Many of you may have heard about or read the book by James Surowiecki, The Wisdom of Crowds. If not, the brief explanation is that one attempts to use the collective wisdom of many to optimize a process or decision (Wikipedia definition). This idea is nice in theory, but what is the result in practice? I'm sure you've heard the old phrase: "Too many cooks spoil the broth". Is this concern valid? Does crowd wisdom optimize a result?
I decided to test an actual example using search engine results. NASA has implemented a "crowd wisdom" search engine. In brief, NASA's web pages are tagged (by the system, not the user), and as the user interacts with the web site, the visitors actions are recorded and a complex algorithm decides what web content you found most engaging ... and compares that to your original search terms (read the NASA search engine case study ... via Baynote)

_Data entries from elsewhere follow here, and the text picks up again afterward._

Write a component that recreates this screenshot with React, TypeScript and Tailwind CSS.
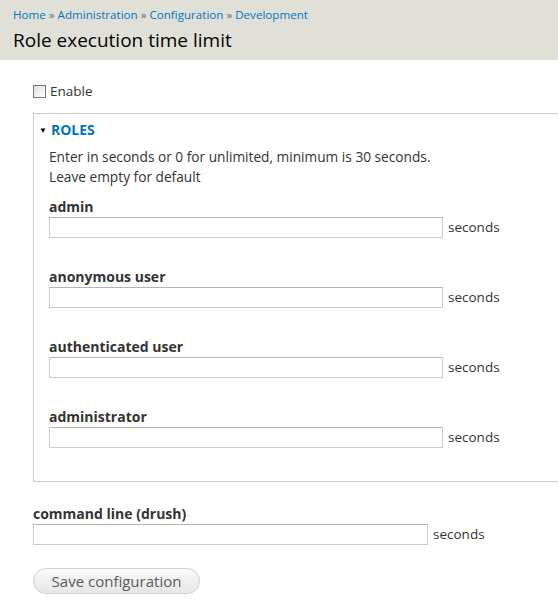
import React from "react";

const ROLES = ["admin", "anonymous user", "authenticated user", "administrator"];

function SecondsField({ label, inputClass }: { label: string; inputClass: string }) {
  return (
    <div>
      <label className="block text-[14px] font-bold leading-[20px] text-[#333]">{label}</label>
      <div className="flex items-center">
        <input type="text" className={`h-[21px] border border-[#ccc] border-t-[#b4b4b4] bg-white ${inputClass}`} />
        <span className="ml-[5px] text-[13.5px] text-[#333]">seconds</span>
      </div>
    </div>
  );
}

export default function App() {
  return (
    <div className="min-h-[612px] w-[558px] overflow-hidden bg-white font-['Open_Sans',sans-serif]">
      <div className="h-[60px] bg-[#e0e0d8] px-[13px] pt-[6px]">
        <div className="text-[11.6px] leading-[18px] text-[#0074bd]">
          <span>Home</span> <span className="text-[#666]">»</span> <span>Administration</span>{" "}
          <span className="text-[#666]">»</span> <span>Configuration</span> <span className="text-[#666]">»</span>{" "}
          <span>Development</span>
        </div>
        <h1 className="mt-[2px] text-[19px] leading-[28px] font-normal text-black">Role execution time limit</h1>
      </div>

      <div className="pl-[33px] pt-[22px]">
        <label className="flex items-center gap-[4px] text-[13.5px] leading-[18px] text-[#333]">
          <span className="h-[13px] w-[13px] border border-[#777] bg-gradient-to-br from-[#ddd] to-white" />
          Enable
        </label>

        <div className="mt-[13px] w-[560px] border border-[#ccc] pb-[33px] pl-[15px] pt-[6px]">
          <div className="flex items-center gap-[4px] -ml-[10px] text-[14px] font-bold leading-[20px] text-[#0074bd]">
            <span className="text-[8px] text-black">▼</span>
            ROLES
          </div>
          <div className="mt-[7px] text-[13.7px] leading-[20px] text-[#333]">
            <div>Enter in seconds or 0 for unlimited, minimum is 30 seconds.</div>
            <div>Leave empty for default</div>
          </div>
          <div className="mt-[10px] flex flex-col gap-[29px]">
            {ROLES.map((r) => (
              <SecondsField key={r} label={r} inputClass="w-[394px]" />
            ))}
          </div>
        </div>

        <div className="mt-[22px]">
          <SecondsField label="command line (drush)" inputClass="w-[395px]" />
        </div>

        <button className="mt-[23px] h-[26px] w-[167px] rounded-full border border-[#d0d0d0] bg-gradient-to-b from-[#fafafa] to-[#e6e6e6] text-[15px] text-[#5a5a5a]">
          Save configuration
        </button>
      </div>
    </div>
  );
}
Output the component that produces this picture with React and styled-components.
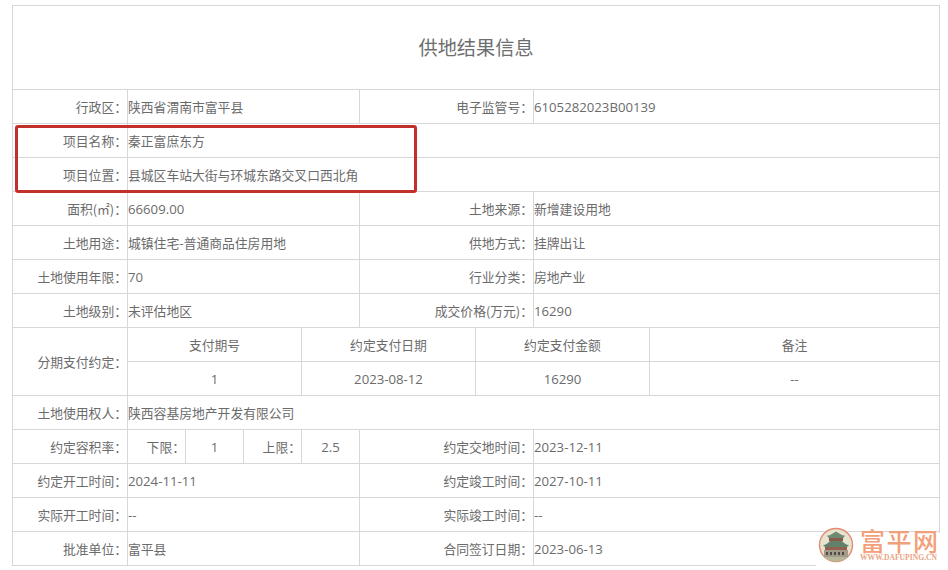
import React from "react";
import styled, { createGlobalStyle } from "styled-components";

const Global = createGlobalStyle`
  html, body { margin: 0; padding: 0; background: #fff; overflow: hidden; }
`;

const Page = styled.div`
  position: relative;
  width: 948px;
  height: 570px;
  overflow: hidden;
  padding: 5px 0 0 12px;
  box-sizing: border-box;
  font-family: "Noto Sans CJK SC", "Noto Sans", sans-serif;
  color: #6b6b6b;
`;

const Table = styled.table`
  width: 927px;
  table-layout: fixed;
  border-collapse: collapse;
  font-size: 12.8px;
`;

const Cell = styled.td`
  height: 33px;
  padding: 0;
  border: 1px solid #d5d7da;
  box-sizing: content-box;
  white-space: nowrap;
  line-height: 18px;
  text-align: ${(p) => p.$align || "left"};
  font-family: ${(p) =>
    p.$latin ? '"Open Sans", "Noto Sans CJK SC", sans-serif' : "inherit"};
  font-size: ${(p) => (p.$latin ? "13.2px" : "inherit")};
`;

const TitleCell = styled.td`
  height: 81px;
  padding: 0 0 2px;
  border: 1px solid #d5d7da;
  text-align: center;
  font-size: 19.2px;
  color: #6e6e6e;
`;

const Highlight = styled.div`
  position: absolute;
  left: 15px;
  top: 125px;
  width: 396px;
  height: 62px;
  border: 3px solid #c3302c;
  border-radius: 3px;
`;

const Watermark = styled.div`
  position: absolute;
  left: 816px;
  top: 533px;
  width: 132px;
  height: 37px;
  background: #fff;
`;

const Seal = styled.svg`
  position: absolute;
  left: 1px;
  top: -8px;
  width: 38px;
  height: 40px;
`;

const BrandName = styled.div`
  position: absolute;
  left: 44px;
  top: -4px;
  height: 22px;
  font-size: 25px;
  line-height: 22px;
  letter-spacing: 1.500px;
  font-weight: 500;
  color: #f2a07a;
  white-space: nowrap;
`;

const BrandUrl = styled.div`
  position: absolute;
  left: 44px;
  top: 20px;
  font-family: "Liberation Serif", serif;
  font-weight: 700;
  font-size: 7.6px;
  line-height: 9px;
  color: #e9a484;
  white-space: nowrap;
`;

const widths = [115, 58, 58, 58, 58, 116, 58, 116, 290];

const Label = ({ children, span, rows }) => (
  <Cell $align="right" colSpan={span} rowSpan={rows}>{children}</Cell>
);
const Value = ({ children, span, latin }) => (
  <Cell colSpan={span} $latin={latin}>{children}</Cell>
);
const Center = ({ children, span, latin }) => (
  <Cell $align="center" colSpan={span} $latin={latin}>{children}</Cell>
);

const isLatin = (s) => /^[0-9A-Za-z.\-]+$/.test(s);

const pairs = (a, b, c, d) => (
  <tr>
    <Label>{a}</Label>
    <Value span={4} latin={isLatin(b)}>{b}</Value>
    <Label span={2}>{c}</Label>
    <Value span={2} latin={isLatin(d)}>{d}</Value>
  </tr>
);

const single = (a, b) => (
  <tr>
    <Label>{a}</Label>
    <Value span={8}>{b}</Value>
  </tr>
);

function SealIcon() {
  return (
    <Seal viewBox="0 0 38 40">
      <circle cx="19" cy="20" r="16.5" fill="#e6e3cf" stroke="#e58a72" strokeWidth="1.4" />
      <path d="M5 30c4 5 9 6.500 14 6.500s10-1.500 14-6.500z" fill="#b7b59a" />
      <path d="M10 10.500c3 .5 5-2 9-4 4 2 6 4.500 9 4l-2 3H12z" fill="#6f8a70" />
      <rect x="12" y="13" width="14" height="3" fill="#8a5a4c" />
      <path d="M6 20c3 0 5-2 7-4h12c2 2 4 4 7 4l-2 2H8z" fill="#62806a" />
      <rect x="8" y="22" width="22" height="3" fill="#94604f" />
      <rect x="7" y="25" width="24" height="7" fill="#a49a8a" />
      <path d="M9 27h2v3H9zm4 0h2v3h-2zm4 0h2v3h-2zm4 0h2v3h-2zm4 0h2v3h-2z" fill="#4f4a44" />
    </Seal>
  );
}

export default function App() {
  return (
    <Page>
      <Global />
      <Table>
        <colgroup>
          {widths.map((w, i) => <col key={i} style={{ width: w }} />)}
        </colgroup>
        <tbody>
          <tr><TitleCell colSpan={9}>供地结果信息</TitleCell></tr>
          {pairs("行政区：", "陕西省渭南市富平县", "电子监管号：", "6105282023B00139")}
          {single("项目名称：", "秦正富庶东方")}
          {single("项目位置：", "县城区车站大街与环城东路交叉口西北角")}
          {pairs("面积(㎡)：", "66609.00", "土地来源：", "新增建设用地")}
          {pairs("土地用途：", "城镇住宅-普通商品住房用地", "供地方式：", "挂牌出让")}
          {pairs("土地使用年限：", "70", "行业分类：", "房地产业")}
          {pairs("土地级别：", "未评估地区", "成交价格(万元)：", "16290")}
          <tr>
            <Label rows={2}>分期支付约定：</Label>
            <Center span={3}>支付期号</Center>
            <Center span={2}>约定支付日期</Center>
            <Center span={2}>约定支付金额</Center>
            <Center>备注</Center>
          </tr>
          <tr>
            <Center span={3} latin>1</Center>
            <Center span={2} latin>2023-08-12</Center>
            <Center span={2} latin>16290</Center>
            <Center latin>--</Center>
          </tr>
          {single("土地使用权人：", "陕西容基房地产开发有限公司")}
          <tr>
            <Label>约定容积率：</Label>
            <Label>下限：</Label>
            <Center latin>1</Center>
            <Label>上限：</Label>
            <Center latin>2.5</Center>
            <Label span={2}>约定交地时间：</Label>
            <Value span={2} latin>2023-12-11</Value>
          </tr>
          {pairs("约定开工时间：", "2024-11-11", "约定竣工时间：", "2027-10-11")}
          {pairs("实际开工时间：", "--", "实际竣工时间：", "--")}
          {pairs("批准单位：", "富平县", "合同签订日期：", "2023-06-13")}
        </tbody>
      </Table>
      <Highlight />
      <Watermark>
        <SealIcon />
        <BrandName>富平网</BrandName>
        <BrandUrl>WWW.DAFUPING.CN</BrandUrl>
      </Watermark>
    </Page>
  );
}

Here is my test ... Google Search vs. NASA Crowd Wisdom Search for the Orion Nebula.
- Google Search Query: Orion Nebula (query restricted to NASA.gov)
- NASA.gov Search Query: Orion Nebula
You can click upon either search query and examine the results. You'll notice that the NASA.gov search results display how many users utilized a certain result, and that there are suggested follow-up links in the left hand margin. All of these data points result from the fact that NASA.gov's content is tagged, and user interaction is recorded and evaluated. Search results rankings on NASA.gov are constantly changing as users vote with their feet (or in this case ... mouse clicks). Once again, see the NASA case study to learn more about this tagging process. My Google results are just the "normal" results using Google's index.
I have included two screenshots of the top five results from each search (click to maximize). You'll note that their is very little overlap in what content is served up to the user for the top 5 results.
Now you could dismiss the fact that I'm only showing five results, and comparing ten results. However, consider this study from Cornell University (via Online Marketing) ... and your own personal interaction with search results. Once you get below the first THREE results, very few users actually click through to content (remember SEO?! ... that's another story and blog post). (click upon the image shown below to view full sized).
I hope I've made you think, and perhaps consider how the wisdom of crowds (i.e. social interaction with web content) may be used to optimize content ... even without the user taking any conscious action (i.e. page content that is tagged by the system, and then having the user's interaction with that content evaluated).